=== GOAL ===
Copy exactly, and only, the lines between the line holding "Emit a component" and the line holding "string; w: number;", inclusive; skip the pictures.

=== INFORMATION SHOWN ===
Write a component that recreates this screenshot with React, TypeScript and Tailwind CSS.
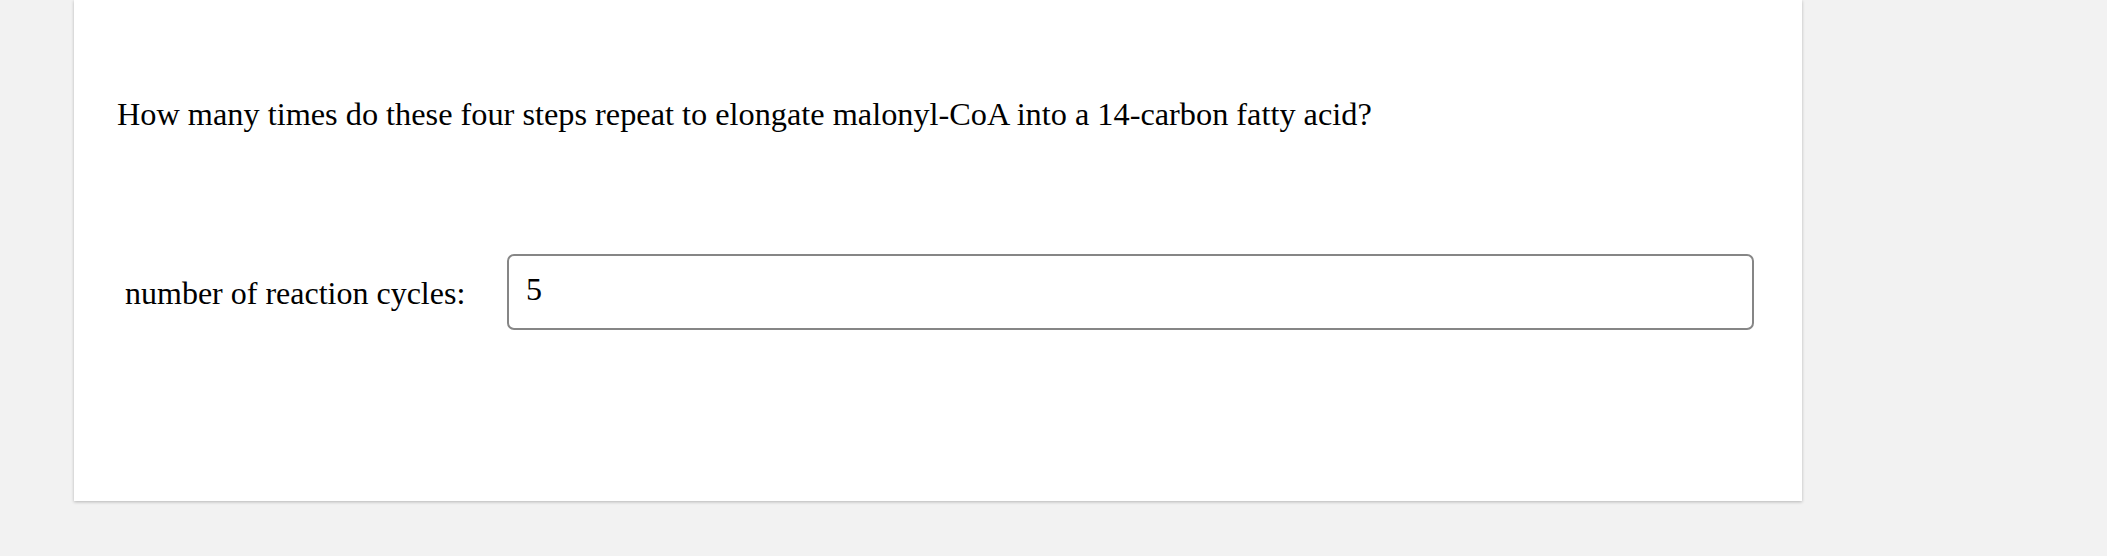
export default function App() {
  return (
    <div className="w-[2107px] h-[556px] bg-[#f2f2f2] overflow-hidden font-['Liberation_Serif','Times_New_Roman',serif]">
      <div className="ml-[74px] w-[1728px] h-[501px] bg-white shadow-[0_1px_3px_rgba(0,0,0,0.25)] pl-[43px] pr-[48px] pt-[96px]">
        <p className="text-[32.3px] leading-[36px] text-black">
          How many times do these four steps repeat to elongate malonyl-CoA into a 14-carbon fatty acid?
        </p>
        <div className="mt-[122px] flex items-start">
          <label className="mt-[21px] ml-[8px] text-[32px] leading-[36px] text-black w-[382px]">number of reaction cycles:</label>
          <input
            readOnly
            value="5"
            className="w-[1247px] h-[76px] box-border border-[2.5px] border-[#868686] rounded-[7px] pl-[17px] pr-[18px] pt-[15px] pb-[21px] [font-family:'Liberation_Serif',serif] text-[32px] leading-[36px] text-black outline-none"
          />
        </div>
      </div>
    </div>
  );
}
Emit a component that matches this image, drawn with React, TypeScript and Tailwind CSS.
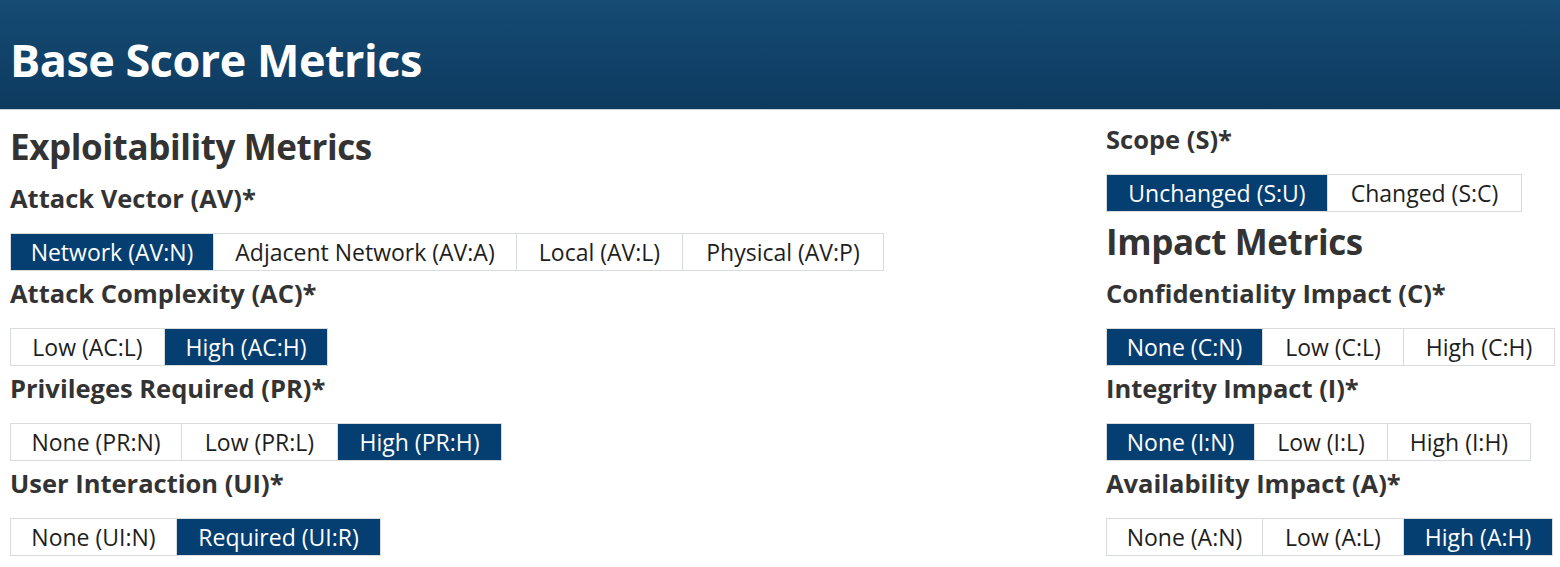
type Opt = { label: string; w: number; on?: boolean };

function Group({ opts }: { opts: Opt[] }) {
  return (
    <div className="flex">
      {opts.map((o, i) => (
        <div
          key={o.label}
          style={{ width: o.w }}
          className={
            "h-[38px] flex items-center justify-center border border-[#d8dcdc] text-[23px] whitespace-nowrap " +
            (i > 0 ? "border-l-0 " : "") +
            (o.on ? "bg-[#053e71] text-white font-medium" : "bg-white text-[#1e1e1e]")
          }
        >
          {o.label}
        </div>
      ))}
    </div>
  );
}

function Metric({ title, opts }: { title: string; opts: Opt[] }) {
  return (
    <div className="flex flex-col">
      <div className="h-[30px] leading-[30px] text-[25.5px] font-bold text-[#333] whitespace-nowrap">{title}</div>
      <div className="mt-[20px] mb-[7px]">
        <Group opts={opts} />
      </div>
    </div>
  );
}

export default function App() {
  return (
    <div className="w-[1560px] h-[567px] bg-white overflow-hidden" style={{ fontFamily: "'Open Sans', 'Noto Sans', sans-serif" }}>
      <div className="h-[110px] bg-gradient-to-b from-[#164b74] to-[#0d3a5f] border-b border-[#c9d2da] flex items-center px-[10px]">
        <h1 className="text-[45px] font-bold text-white leading-none mt-[10px] tracking-[-0.5px]">Base Score Metrics</h1>
      </div>
      <div className="flex justify-between pl-[10px] pr-[5px]">
        <div className="flex flex-col pt-[17px]">
          <h2 className="h-[40px] leading-[40px] text-[35px] font-bold text-[#333] mb-[16px] tracking-[-0.4px]">Exploitability Metrics</h2>
          <Metric
            title="Attack Vector (AV)*"
            opts={[
              { label: "Network (AV:N)", w: 204, on: true },
              { label: "Adjacent Network (AV:A)", w: 303 },
              { label: "Local (AV:L)", w: 166 },
              { label: "Physical (AV:P)", w: 201 },
            ]}
          />
          <Metric
            title="Attack Complexity (AC)*"
            opts={[
              { label: "Low (AC:L)", w: 155 },
              { label: "High (AC:H)", w: 163, on: true },
            ]}
          />
          <Metric
            title="Privileges Required (PR)*"
            opts={[
              { label: "None (PR:N)", w: 172 },
              { label: "Low (PR:L)", w: 156 },
              { label: "High (PR:H)", w: 164, on: true },
            ]}
          />
          <Metric
            title="User Interaction (UI)*"
            opts={[
              { label: "None (UI:N)", w: 167 },
              { label: "Required (UI:R)", w: 204, on: true },
            ]}
          />
        </div>
        <div className="flex flex-col w-[449px] pt-[14px]">
          <Metric
            title="Scope (S)*"
            opts={[
              { label: "Unchanged (S:U)", w: 222, on: true },
              { label: "Changed (S:C)", w: 194 },
            ]}
          />
          <h2 className="h-[40px] leading-[40px] text-[35px] font-bold text-[#333] mt-[3px] mb-[16px] tracking-[-0.4px]">Impact Metrics</h2>
          <Metric
            title="Confidentiality Impact (C)*"
            opts={[
              { label: "None (C:N)", w: 157, on: true },
              { label: "Low (C:L)", w: 141 },
              { label: "High (C:H)", w: 151 },
            ]}
          />
          <Metric
            title="Integrity Impact (I)*"
            opts={[
              { label: "None (I:N)", w: 149, on: true },
              { label: "Low (I:L)", w: 133 },
              { label: "High (I:H)", w: 143 },
            ]}
          />
          <Metric
            title="Availability Impact (A)*"
            opts={[
              { label: "None (A:N)", w: 157 },
              { label: "Low (A:L)", w: 141 },
              { label: "High (A:H)", w: 149, on: true },
            ]}
          />
        </div>
      </div>
    </div>
  );
}
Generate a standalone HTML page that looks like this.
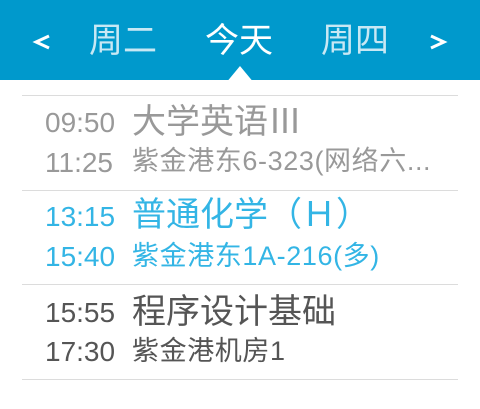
<!DOCTYPE html>
<html><head><meta charset="utf-8"><style>
body{margin:0;width:480px;height:409px;background:#fff;position:relative;overflow:hidden;font-family:"Liberation Sans","Noto Sans CJK SC",sans-serif}
.hdr{position:absolute;left:0;top:0;width:480px;height:80px;background:#0099cc}
.t{position:absolute;white-space:nowrap;line-height:1}
.h{color:#c8e8f4;font-size:34px;top:24px}
.line{position:absolute;left:22px;width:436px;height:1px;background:#dcdcdc}
.tm{font-size:28px;left:45px}
.ti{font-size:34px;left:132px}
.sb{font-size:27px;left:132px;letter-spacing:0.6px}
</style></head><body>
<div class="hdr"></div>
<svg style="position:absolute;left:0;top:0" width="480" height="81"><polygon points="228,80.5 240,66 252,80.5" fill="#fff"/></svg>
<svg style="position:absolute;left:0;top:0" width="480" height="80" fill="none" stroke="#fff" stroke-width="3"><polyline points="49,36 36,42 49,48"/><polyline points="431,36 444,42 431,48"/></svg>
<div class="t h" style="left:89px">周二</div>
<div class="t h" style="left:205px;color:#fff">今天</div>
<div class="t h" style="left:321px">周四</div>

<div class="line" style="top:95px"></div>
<div class="t tm" style="top:109px;color:#999">09:50</div>
<div class="t ti" style="top:105px;color:#999">大学英语Ⅲ</div>
<div class="t tm" style="top:149px;color:#999">11:25</div>
<div class="t sb" style="top:148px;color:#999">紫金港东6-323(网络六...</div>

<div class="line" style="top:190px"></div>
<div class="t tm" style="top:203px;color:#33b5e5">13:15</div>
<div class="t ti" style="top:198px;color:#33b5e5">普通化学（Ｈ）</div>
<div class="t tm" style="top:243px;color:#33b5e5">15:40</div>
<div class="t sb" style="top:243px;color:#33b5e5">紫金港东1A-216(多)</div>

<div class="line" style="top:284px"></div>
<div class="t tm" style="top:299px;color:#555">15:55</div>
<div class="t ti" style="top:295px;color:#555">程序设计基础</div>
<div class="t tm" style="top:338px;color:#555">17:30</div>
<div class="t sb" style="top:338px;color:#555">紫金港机房1</div>

<div class="line" style="top:379px"></div>
</body></html>
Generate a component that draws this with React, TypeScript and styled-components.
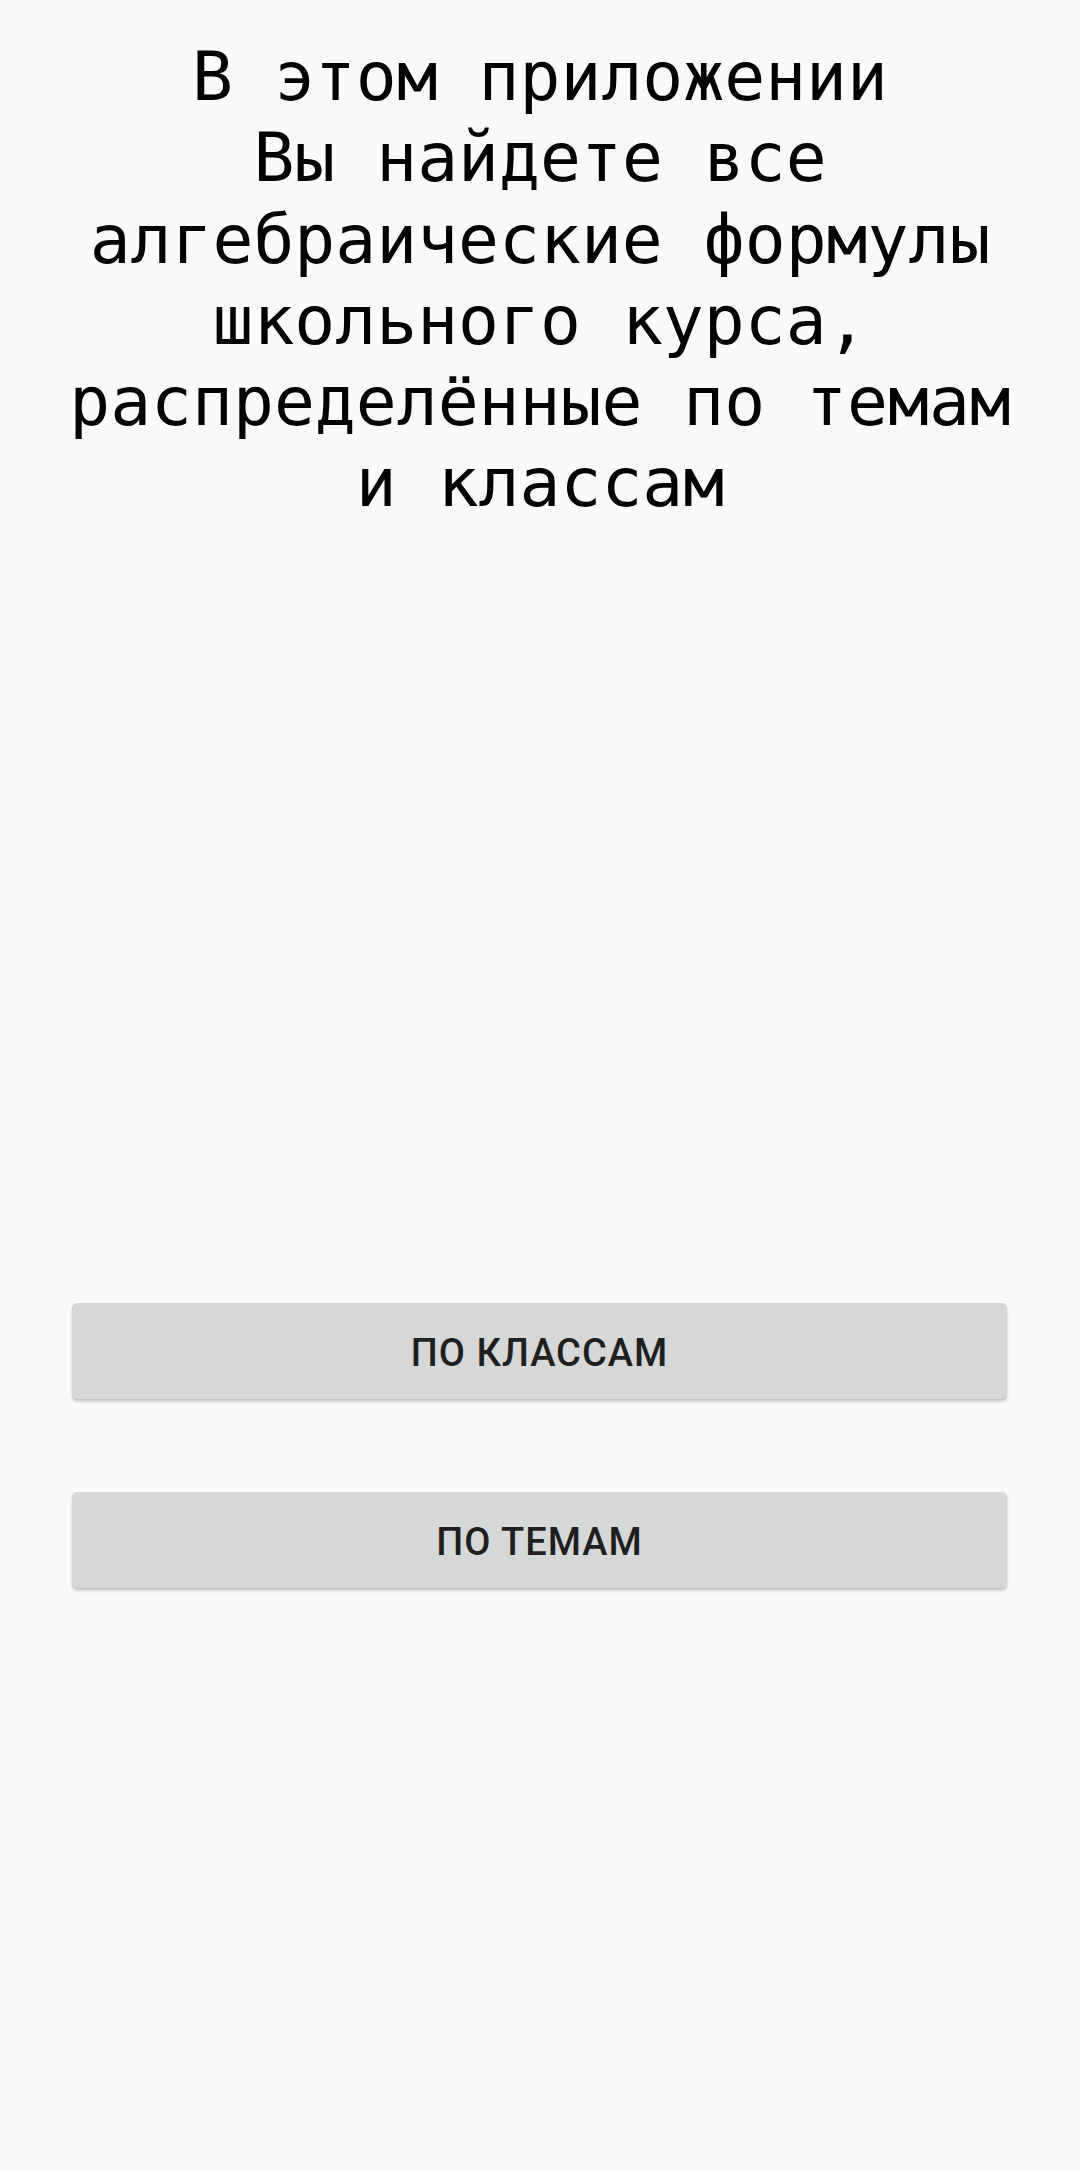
import React from "react";
import styled, { createGlobalStyle } from "styled-components";

const GlobalStyle = createGlobalStyle`
  html, body {
    margin: 0;
    padding: 0;
    background: #fafafa;
  }
  #root {
    min-height: 2170px;
  }
`;

const Screen = styled.div`
  min-height: 2170px;
  background: #fafafa;
  display: flex;
  flex-direction: column;
  align-items: stretch;
  box-sizing: border-box;
  padding-top: 36px;
`;

const Title = styled.h1`
  margin: 0;
  font-family: "DejaVu Sans Mono", "Liberation Mono", monospace;
  font-weight: normal;
  font-size: 68px;
  line-height: 81.25px;
  color: #000;
  text-align: center;
  white-space: pre-line;
`;

const ButtonGroup = styled.div`
  display: flex;
  flex-direction: column;
  gap: 93px;
  margin: 779px 73px 0 72px;
`;

const MenuButton = styled.button`
  height: 96px;
  border: none;
  border-radius: 5px;
  background: #d6d7d7;
  box-shadow: 0 3px 3px rgba(0, 0, 0, 0.16), 0 1px 2px rgba(0, 0, 0, 0.1);
  font-family: Roboto, "Liberation Sans", sans-serif;
  font-weight: 500;
  font-size: 38px;
  letter-spacing: 1px;
  color: #1f1f1f;
  text-transform: uppercase;
  display: flex;
  align-items: center;
  justify-content: center;
  padding: 4px 0 0;
  cursor: pointer;
`;

export default function App() {
  return (
    <>
      <GlobalStyle />
      <Screen>
        <Title>
          {"В этом приложении\nВы найдете все\nалгебраические формулы\nшкольного курса,\nраспределённые по темам\nи классам"}
        </Title>
        <ButtonGroup>
          <MenuButton>По классам</MenuButton>
          <MenuButton>По темам</MenuButton>
        </ButtonGroup>
      </Screen>
    </>
  );
}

=== COMPLETED TASK ===
Emit a component that matches this image, drawn with React, TypeScript and Tailwind CSS.
type Opt = { label: string; w: number; on?: boolean };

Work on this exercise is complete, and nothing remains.